WHAT YOU NEED TO DO
Copy every line of the data in which the word "React" occurs.

INPUT FOR THIS TASK
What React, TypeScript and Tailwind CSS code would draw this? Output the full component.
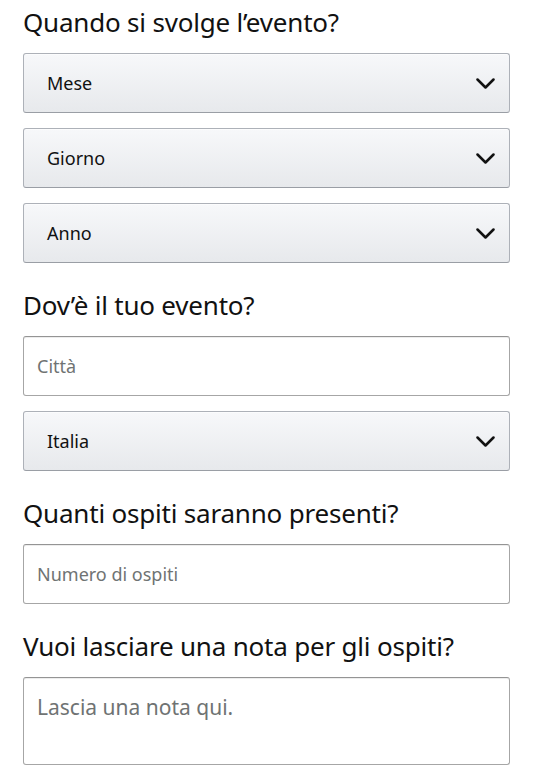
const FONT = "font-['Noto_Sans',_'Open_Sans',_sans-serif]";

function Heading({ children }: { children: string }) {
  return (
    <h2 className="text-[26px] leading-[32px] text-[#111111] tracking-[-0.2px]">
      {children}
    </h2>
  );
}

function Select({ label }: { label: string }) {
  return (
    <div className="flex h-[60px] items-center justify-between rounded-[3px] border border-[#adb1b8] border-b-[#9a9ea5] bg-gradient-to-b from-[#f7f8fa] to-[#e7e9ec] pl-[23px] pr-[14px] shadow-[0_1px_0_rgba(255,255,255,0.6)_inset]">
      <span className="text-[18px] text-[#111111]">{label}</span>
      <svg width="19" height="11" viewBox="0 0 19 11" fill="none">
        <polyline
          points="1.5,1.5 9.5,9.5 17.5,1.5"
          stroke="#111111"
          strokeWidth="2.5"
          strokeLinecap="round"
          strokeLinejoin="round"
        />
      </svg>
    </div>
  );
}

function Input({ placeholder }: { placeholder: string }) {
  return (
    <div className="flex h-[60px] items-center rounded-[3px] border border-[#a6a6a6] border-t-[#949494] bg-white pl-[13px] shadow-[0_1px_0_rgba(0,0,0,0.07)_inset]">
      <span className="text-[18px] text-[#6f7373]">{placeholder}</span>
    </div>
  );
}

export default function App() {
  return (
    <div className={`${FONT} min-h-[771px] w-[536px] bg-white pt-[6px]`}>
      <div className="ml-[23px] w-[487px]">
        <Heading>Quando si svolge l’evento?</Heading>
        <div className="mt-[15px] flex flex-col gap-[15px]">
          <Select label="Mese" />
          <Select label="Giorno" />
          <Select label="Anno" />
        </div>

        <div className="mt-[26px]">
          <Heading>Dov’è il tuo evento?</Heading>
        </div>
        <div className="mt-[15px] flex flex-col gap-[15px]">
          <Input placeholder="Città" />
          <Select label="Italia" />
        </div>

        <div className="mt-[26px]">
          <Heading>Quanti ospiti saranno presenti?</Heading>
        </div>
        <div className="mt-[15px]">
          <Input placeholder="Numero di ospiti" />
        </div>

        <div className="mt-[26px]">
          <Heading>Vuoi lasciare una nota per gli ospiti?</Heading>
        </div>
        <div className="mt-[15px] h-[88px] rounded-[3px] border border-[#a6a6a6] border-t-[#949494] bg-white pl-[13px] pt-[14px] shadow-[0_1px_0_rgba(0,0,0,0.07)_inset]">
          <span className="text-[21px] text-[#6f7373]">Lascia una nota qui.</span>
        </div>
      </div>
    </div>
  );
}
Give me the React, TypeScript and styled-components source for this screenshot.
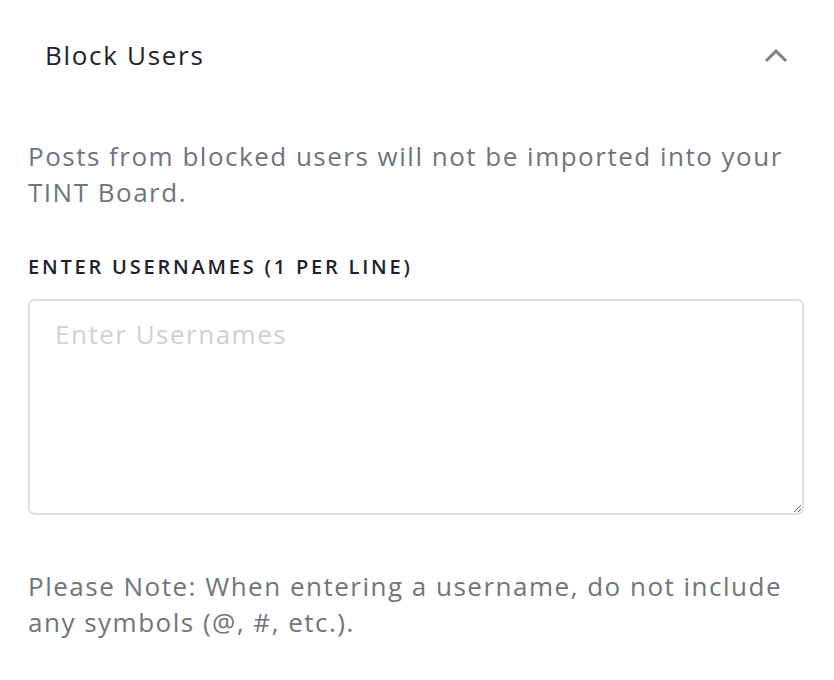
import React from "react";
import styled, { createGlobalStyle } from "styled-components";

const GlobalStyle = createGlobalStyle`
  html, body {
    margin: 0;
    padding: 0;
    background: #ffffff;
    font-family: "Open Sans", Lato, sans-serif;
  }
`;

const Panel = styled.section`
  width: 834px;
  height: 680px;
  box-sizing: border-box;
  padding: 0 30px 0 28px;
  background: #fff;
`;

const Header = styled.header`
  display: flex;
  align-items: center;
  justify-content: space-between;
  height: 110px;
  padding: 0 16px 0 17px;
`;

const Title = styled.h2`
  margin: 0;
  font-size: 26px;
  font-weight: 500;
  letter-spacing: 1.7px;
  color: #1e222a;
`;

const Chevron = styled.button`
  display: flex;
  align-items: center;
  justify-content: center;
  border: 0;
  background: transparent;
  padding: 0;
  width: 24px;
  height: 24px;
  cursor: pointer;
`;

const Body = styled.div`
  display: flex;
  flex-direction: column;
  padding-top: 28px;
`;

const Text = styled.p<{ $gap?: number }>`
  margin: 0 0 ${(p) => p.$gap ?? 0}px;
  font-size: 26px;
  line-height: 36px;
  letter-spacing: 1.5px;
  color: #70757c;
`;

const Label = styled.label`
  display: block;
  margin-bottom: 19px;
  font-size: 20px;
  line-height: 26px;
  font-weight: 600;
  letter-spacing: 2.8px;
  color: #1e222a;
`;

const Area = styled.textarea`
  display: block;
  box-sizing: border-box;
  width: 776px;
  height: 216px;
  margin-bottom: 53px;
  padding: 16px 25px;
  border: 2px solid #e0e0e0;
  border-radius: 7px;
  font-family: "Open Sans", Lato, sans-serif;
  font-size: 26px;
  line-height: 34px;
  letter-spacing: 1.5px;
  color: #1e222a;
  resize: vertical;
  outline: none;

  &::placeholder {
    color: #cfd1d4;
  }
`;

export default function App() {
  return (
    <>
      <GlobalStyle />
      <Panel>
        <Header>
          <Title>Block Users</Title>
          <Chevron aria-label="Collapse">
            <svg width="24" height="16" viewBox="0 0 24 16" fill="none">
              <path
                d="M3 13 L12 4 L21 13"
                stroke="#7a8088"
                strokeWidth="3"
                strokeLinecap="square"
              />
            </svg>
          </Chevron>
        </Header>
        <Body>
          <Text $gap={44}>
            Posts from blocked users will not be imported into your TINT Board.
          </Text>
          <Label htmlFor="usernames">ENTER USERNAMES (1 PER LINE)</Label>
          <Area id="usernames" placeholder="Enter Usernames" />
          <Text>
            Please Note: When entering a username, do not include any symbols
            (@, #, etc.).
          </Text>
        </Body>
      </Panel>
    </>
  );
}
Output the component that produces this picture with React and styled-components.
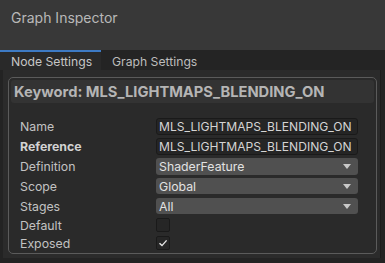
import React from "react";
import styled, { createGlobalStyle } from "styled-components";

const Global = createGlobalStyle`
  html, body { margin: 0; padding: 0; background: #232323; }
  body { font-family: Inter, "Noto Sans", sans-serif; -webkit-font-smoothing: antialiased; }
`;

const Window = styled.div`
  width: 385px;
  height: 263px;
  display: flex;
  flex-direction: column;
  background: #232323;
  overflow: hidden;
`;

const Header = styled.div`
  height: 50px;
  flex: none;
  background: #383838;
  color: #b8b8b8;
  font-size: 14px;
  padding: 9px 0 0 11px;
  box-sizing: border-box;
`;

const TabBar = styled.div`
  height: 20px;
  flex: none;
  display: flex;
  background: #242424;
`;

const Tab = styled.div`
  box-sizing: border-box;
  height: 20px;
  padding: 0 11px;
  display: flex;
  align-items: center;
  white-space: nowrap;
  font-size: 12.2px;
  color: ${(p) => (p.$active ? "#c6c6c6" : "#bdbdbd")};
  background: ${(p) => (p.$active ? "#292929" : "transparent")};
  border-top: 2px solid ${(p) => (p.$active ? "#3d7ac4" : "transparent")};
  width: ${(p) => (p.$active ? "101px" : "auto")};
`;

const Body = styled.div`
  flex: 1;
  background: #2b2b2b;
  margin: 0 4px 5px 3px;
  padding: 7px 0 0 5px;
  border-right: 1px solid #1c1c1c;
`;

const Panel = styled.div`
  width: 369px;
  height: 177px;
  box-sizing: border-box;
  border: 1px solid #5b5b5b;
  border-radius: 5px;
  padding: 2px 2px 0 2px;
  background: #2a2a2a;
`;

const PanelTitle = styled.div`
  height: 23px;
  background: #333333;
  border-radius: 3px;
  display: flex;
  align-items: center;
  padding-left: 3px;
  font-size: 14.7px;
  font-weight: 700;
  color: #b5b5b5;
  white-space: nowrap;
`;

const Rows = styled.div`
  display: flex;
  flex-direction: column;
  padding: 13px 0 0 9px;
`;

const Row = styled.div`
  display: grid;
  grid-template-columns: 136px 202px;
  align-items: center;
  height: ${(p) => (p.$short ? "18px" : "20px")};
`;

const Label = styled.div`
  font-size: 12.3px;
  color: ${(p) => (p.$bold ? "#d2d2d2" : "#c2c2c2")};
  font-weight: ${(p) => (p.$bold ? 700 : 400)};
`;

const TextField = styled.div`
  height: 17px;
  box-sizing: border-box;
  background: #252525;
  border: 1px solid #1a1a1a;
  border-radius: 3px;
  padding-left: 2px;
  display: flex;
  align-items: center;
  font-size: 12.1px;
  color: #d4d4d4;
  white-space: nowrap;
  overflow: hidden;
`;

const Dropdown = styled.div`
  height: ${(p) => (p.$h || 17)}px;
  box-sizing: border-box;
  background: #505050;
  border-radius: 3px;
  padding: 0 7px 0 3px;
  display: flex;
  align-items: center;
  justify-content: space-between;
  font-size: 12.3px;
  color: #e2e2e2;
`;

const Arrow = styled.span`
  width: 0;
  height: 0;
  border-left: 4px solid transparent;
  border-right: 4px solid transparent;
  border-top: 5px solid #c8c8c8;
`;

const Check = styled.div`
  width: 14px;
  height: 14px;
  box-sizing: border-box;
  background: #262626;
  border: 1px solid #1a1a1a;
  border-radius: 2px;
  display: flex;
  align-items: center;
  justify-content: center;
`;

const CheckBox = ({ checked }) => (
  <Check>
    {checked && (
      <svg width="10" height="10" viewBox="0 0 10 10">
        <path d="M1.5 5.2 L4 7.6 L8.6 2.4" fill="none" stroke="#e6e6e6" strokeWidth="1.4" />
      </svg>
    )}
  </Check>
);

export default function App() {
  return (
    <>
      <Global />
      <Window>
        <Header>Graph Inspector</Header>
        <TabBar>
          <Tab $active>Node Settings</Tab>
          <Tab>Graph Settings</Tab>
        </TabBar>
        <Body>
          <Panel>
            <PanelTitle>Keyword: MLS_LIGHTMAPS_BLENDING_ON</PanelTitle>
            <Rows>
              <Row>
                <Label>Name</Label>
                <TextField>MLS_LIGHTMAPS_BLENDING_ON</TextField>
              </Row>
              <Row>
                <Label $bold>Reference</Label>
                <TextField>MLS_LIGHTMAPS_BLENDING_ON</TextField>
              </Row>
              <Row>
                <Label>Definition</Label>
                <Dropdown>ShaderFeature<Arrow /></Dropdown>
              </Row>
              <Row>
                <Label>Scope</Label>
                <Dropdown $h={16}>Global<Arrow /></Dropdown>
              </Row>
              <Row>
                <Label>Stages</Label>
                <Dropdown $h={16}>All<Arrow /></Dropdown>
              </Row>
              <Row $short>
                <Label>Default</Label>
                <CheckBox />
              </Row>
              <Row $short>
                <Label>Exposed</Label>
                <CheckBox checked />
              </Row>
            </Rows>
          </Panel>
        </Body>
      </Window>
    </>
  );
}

--

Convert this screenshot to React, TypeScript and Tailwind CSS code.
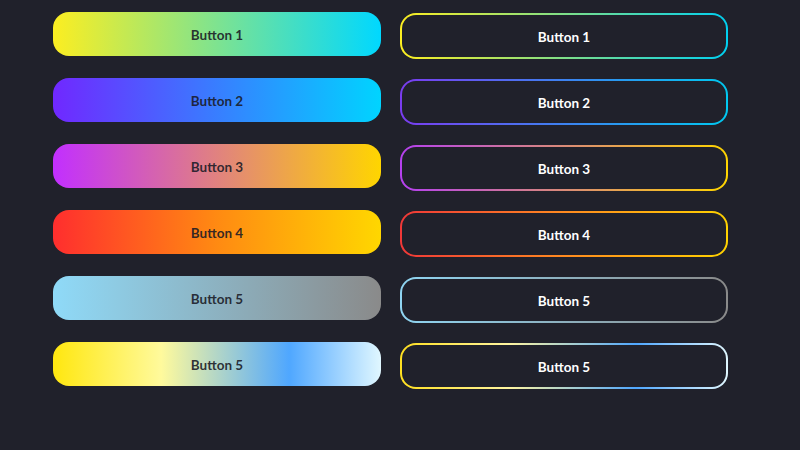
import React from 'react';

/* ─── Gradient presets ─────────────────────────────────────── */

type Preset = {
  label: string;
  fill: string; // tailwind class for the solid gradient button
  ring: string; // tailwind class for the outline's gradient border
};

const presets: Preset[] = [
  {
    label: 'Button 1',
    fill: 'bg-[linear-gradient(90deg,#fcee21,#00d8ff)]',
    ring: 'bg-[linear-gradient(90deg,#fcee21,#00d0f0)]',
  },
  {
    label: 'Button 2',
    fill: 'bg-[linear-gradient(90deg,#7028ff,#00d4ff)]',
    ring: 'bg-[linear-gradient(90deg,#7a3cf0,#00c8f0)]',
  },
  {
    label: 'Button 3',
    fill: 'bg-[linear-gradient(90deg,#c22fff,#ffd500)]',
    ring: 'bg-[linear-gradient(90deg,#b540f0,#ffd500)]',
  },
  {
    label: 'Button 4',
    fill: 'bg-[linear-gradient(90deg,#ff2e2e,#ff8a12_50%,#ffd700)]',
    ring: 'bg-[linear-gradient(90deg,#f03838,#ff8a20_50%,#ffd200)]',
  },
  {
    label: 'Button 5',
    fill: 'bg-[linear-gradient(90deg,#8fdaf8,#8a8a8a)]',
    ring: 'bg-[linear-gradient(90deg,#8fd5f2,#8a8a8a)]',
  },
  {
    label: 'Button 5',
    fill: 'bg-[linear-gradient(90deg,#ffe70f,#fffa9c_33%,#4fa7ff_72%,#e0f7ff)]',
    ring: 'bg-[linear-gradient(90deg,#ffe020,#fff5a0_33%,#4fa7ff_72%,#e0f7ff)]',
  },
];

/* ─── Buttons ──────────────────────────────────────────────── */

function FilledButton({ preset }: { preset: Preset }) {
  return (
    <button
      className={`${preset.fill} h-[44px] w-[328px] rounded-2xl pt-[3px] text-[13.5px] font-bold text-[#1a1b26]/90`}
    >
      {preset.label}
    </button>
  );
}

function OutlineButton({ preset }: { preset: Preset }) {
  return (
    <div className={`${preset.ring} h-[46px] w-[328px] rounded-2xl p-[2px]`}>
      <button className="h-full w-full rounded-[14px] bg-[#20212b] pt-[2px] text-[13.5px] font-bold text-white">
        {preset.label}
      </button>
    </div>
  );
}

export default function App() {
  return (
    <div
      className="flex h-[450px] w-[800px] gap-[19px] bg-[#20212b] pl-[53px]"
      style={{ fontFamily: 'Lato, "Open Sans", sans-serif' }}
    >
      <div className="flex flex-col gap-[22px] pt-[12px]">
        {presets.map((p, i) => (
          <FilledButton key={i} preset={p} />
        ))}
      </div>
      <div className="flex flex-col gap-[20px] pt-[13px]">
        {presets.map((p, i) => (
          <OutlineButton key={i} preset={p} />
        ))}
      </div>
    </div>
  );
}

EXPECTED ANSWER
What React, TypeScript and Tailwind CSS code would draw this? Output the full component.
Give me the React, TypeScript and styled-components source for this screenshot.
import React from "react";
Output the component that produces this picture with React and styled-components.
import React from "react";
Convert this screenshot to React, TypeScript and Tailwind CSS code.
import React from 'react';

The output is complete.